I also have a Word document dedicated to each story I’m writing. It’s not a document where I write the story itself, it’s a file where I write character traits, random ideas I have about that story, or even write future scenes or pieces of scenes that I will copy and paste into the narrative when the time comes. The Word document for my current WIP is now over 17 pages long and has the curious and coincidental name of «2030», which is the first line written on it and documents the year the story is supposed to happen in. Many of the things on these pages are now obsolete, but I never change my ‘notebook doc’, I just keep writing on it, because I may want to return to a strange unused idea at some moment or want to understand the origins of another idea, which brings me back to the notes on the doc. This is, for me, a very important document, almost as valuable as the actual document where the story is being weaved.
And then, there are actual notebooks. Notebooks everywhere. The most important of these is the one that I keep next to my bed with its pencil. Many of my ideas come to me in my sleep. However, it is rare for an adult to remember his/her dreams… except for the first 5 minutes after we wake up. So that is the moment when ideas must be immediately stored. Many times we are too sleepy to make any sense and it’s not uncommon for me to get up in the morning and not understand a word I have written in that book. Still, that single notebook has saved many jewels from oblivion and that is certain. It also works as a weapon against insomnia. Many times I can’t sleep because an idea is plaguing my mind, exciting me and troubling me. Once I write down the main pillars of it, however, I feel at ease and sleep comes to me quite quickly. So I’m really grateful for that notebook.
Beyond these, I always (almost always) carry a notebook and a pen with me.

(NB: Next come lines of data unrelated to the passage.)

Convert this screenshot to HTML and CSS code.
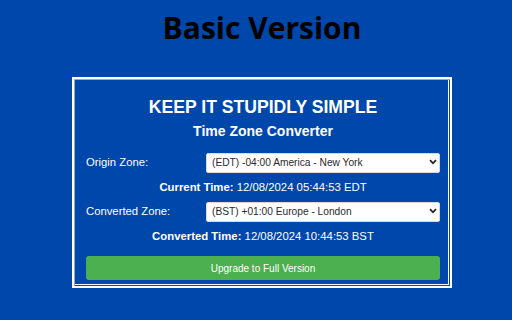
FILE: index.html
```html
<!DOCTYPE html>
<html>
<head>
<meta charset="utf-8">
<link rel="stylesheet" href="styles.css">
</head>
<body>
<h1 class="page-title">Basic Version</h1>
<div class="card">
  <h2 class="card-title">KEEP IT STUPIDLY SIMPLE</h2>
  <h3 class="card-subtitle">Time Zone Converter</h3>
  <div class="row row-first">
    <label class="row-label">Origin Zone:</label>
    <div class="select-wrap">
      <select class="zone-select"><option>(EDT) -04:00 America - New York</option></select>
      <svg class="chevron" width="8" height="6" viewBox="0 0 8 6"><path d="M1 1.2 L4 4.3 L7 1.2" fill="none" stroke="#222" stroke-width="1.8"/></svg>
    </div>
  </div>
  <p class="time-line time-first"><b>Current Time:</b> 12/08/2024 05:44:53 EDT</p>
  <div class="row row-second">
    <label class="row-label">Converted Zone:</label>
    <div class="select-wrap">
      <select class="zone-select"><option>(BST) +01:00 Europe - London</option></select>
      <svg class="chevron" width="8" height="6" viewBox="0 0 8 6"><path d="M1 1.2 L4 4.3 L7 1.2" fill="none" stroke="#222" stroke-width="1.8"/></svg>
    </div>
  </div>
  <p class="time-line time-second"><b>Converted Time:</b> 12/08/2024 10:44:53 BST</p>
  <button class="upgrade-btn">Upgrade to Full Version</button>
</div>
</body>
</html>
```
FILE: styles.css
```css
html, body {
  margin: 0;
  padding: 0;
}
body {
  background: #0047ab;
  padding-left: 12px;
  width: 500px;
  height: 320px;
  overflow: hidden;
  font-family: "Liberation Sans", Arial, sans-serif;
  color: #fff;
}
.page-title {
  margin: 10px 0 0;
  font-family: "Open Sans", sans-serif;
  font-weight: 700;
  font-size: 30px;
  line-height: 36px;
  text-align: center;
  color: #000;
}
.card {
  width: 354px;
  margin: 31px auto 0;
  border: 2px solid #fff;
  box-shadow: inset 1px 1px 0 #9aa8c8, inset -1px -1px 0 #0047ab, inset -2px -2px 0 #fff;
  padding: 18px 10px 6px 12px;
  display: flex;
  flex-direction: column;
}
.card-title {
  margin: 0;
  font-size: 17.6px;
  line-height: 20px;
  font-weight: 700;
  text-align: center;
}
.card-subtitle {
  margin: 6px 0 0;
  font-size: 14px;
  line-height: 16px;
  font-weight: 700;
  text-align: center;
}
.row {
  display: flex;
  align-items: center;
  height: 20px;
}
.row-first { margin-top: 13px; }
.row-second { margin-top: 7px; }
.row-label {
  width: 120px;
  font-size: 11.3px;
  line-height: 14px;
}
.select-wrap {
  position: relative;
  width: 234px;
  height: 20px;
}
.zone-select {
  appearance: none;
  -webkit-appearance: none;
  width: 100%;
  height: 20px;
  margin: 0;
  border: 1px solid #d8d8d8;
  border-radius: 2px;
  background: #fff;
  padding: 0 0 0 5px;
  font-family: "Liberation Sans", Arial, sans-serif;
  font-size: 10.2px;
  color: #2a2a2a;
  outline: none;
}
.chevron {
  position: absolute;
  right: 3px;
  top: 7px;
}
.time-line {
  margin: 0;
  font-size: 11.35px;
  line-height: 14px;
  text-align: center;
}
.time-first { margin-top: 8px; }
.time-second { margin-top: 8px; }
.upgrade-btn {
  margin-top: 13px;
  height: 24px;
  border: none;
  border-radius: 3px;
  background: #4caf50;
  color: #fff;
  font-family: "Liberation Sans", Arial, sans-serif;
  font-size: 10px;
  padding: 0;
}
```
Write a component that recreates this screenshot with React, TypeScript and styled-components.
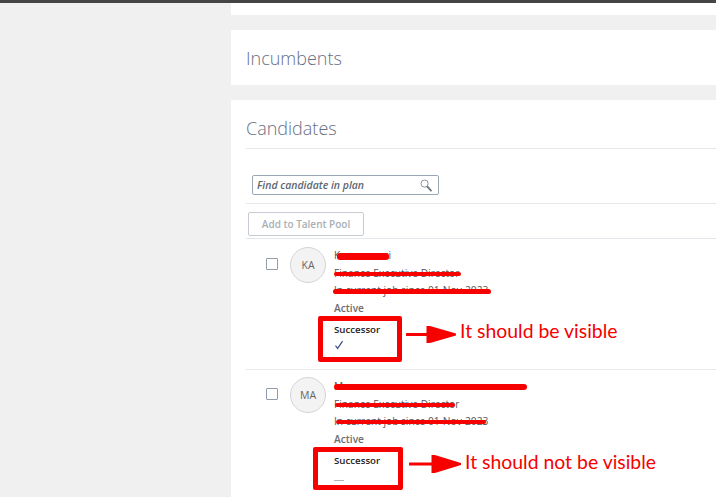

You never know when you’ll need one, and I actually have notes spread out everywhere – unfortunately, as I lose many of them.
- THE BOARD
If you’ve been reading my blog you already know I’m a fan of Blake Snyder’s Beat Sheet. Well, in his book SAVE THE CAT, Snyder also talks about a tool many writers, especially screenwriters, use to organize their work. They call it The Board. The Board is basically a lay down of the structure of the story. Some people use a cork board, some cards, and some pins; some people use specially written software or a smartphone app. I sometimes use an XL sheet with squares and text boxes I spread over a 3 Act division. The Board allows you to keep the whole story overview in one place and to keep adding to it, changing plot points from place to place and interlocking ideas in one way or another before you write them. Take a look at this post about it from Isaac Botkin – he explains it well.
Sometimes I also have the Board written down on a Word document, and I even have a template I made with Snyder’s beats listed when I want to check out if the plot points of the story are in the right place. But most of the time I have The Board in the most elusive and dangerous place: my mind. I do not recommend you do this, seriously. I do it because I was doing it for a long time before I even knew what The Board was – and it’s half the pleasure I get from writing: visualizing and playing with the structure in my mind. If I ever forget this or that idea I find it means it wasn’t that important or that good – otherwise I don’t forget it. And most of the times I wrote down or put down The Board I learned I didn’t need to do it. I had it all in my mind. If it’s a story I will not be working on at the moment, I’ll write down the fundamentals on a Word document and then I’ll commit to The Board I’m working on. What’s important is that at any moment I can change the pieces from one place to another and make sense of the whole structure in a single glance. Use a real Board, seriously. Put your story down in words, put it on the wall. I bet I’ll be doing that myself soon, as my age pressures my mind.
- MIND-MAPS
Mind-mapping is a technique I picked up a long time ago when I was working on Time Management and Presentation Skills. It’s a technique invented by an Australian called Tony Buzan who was studying the way people study. He became an expert on the brain and on memory and speed-reading. The theory behind mind-maps refers that it works by replicating the way our inner brain works. Using images and a fluid design we can organize ourselves as we open our minds. I’m not going to recommend a particular site on the subject, just google it. There is tons of stuff on mind-mapping. I use it for everything. When I have an idea and want to develop it, when I’m on my lunch break and want to structure my latest blog post, when I have a meeting and want to have my ideas organized, when I have story in my mind and want to lay it down simply on one page, I pick up a notebook and mind-map. A few years ago I was on a conference sitting behind a well-known author whose name I won’t mention and I took a peek at what he was doing on his tablet and, surprise-surprise, he was mind-mapping a story. That was so cool! His Board was a Mind-Map!
So these are a few of the tools I’ve been using for years on my writing. Do you use them too? Do they make sense to you? Tell me all about it.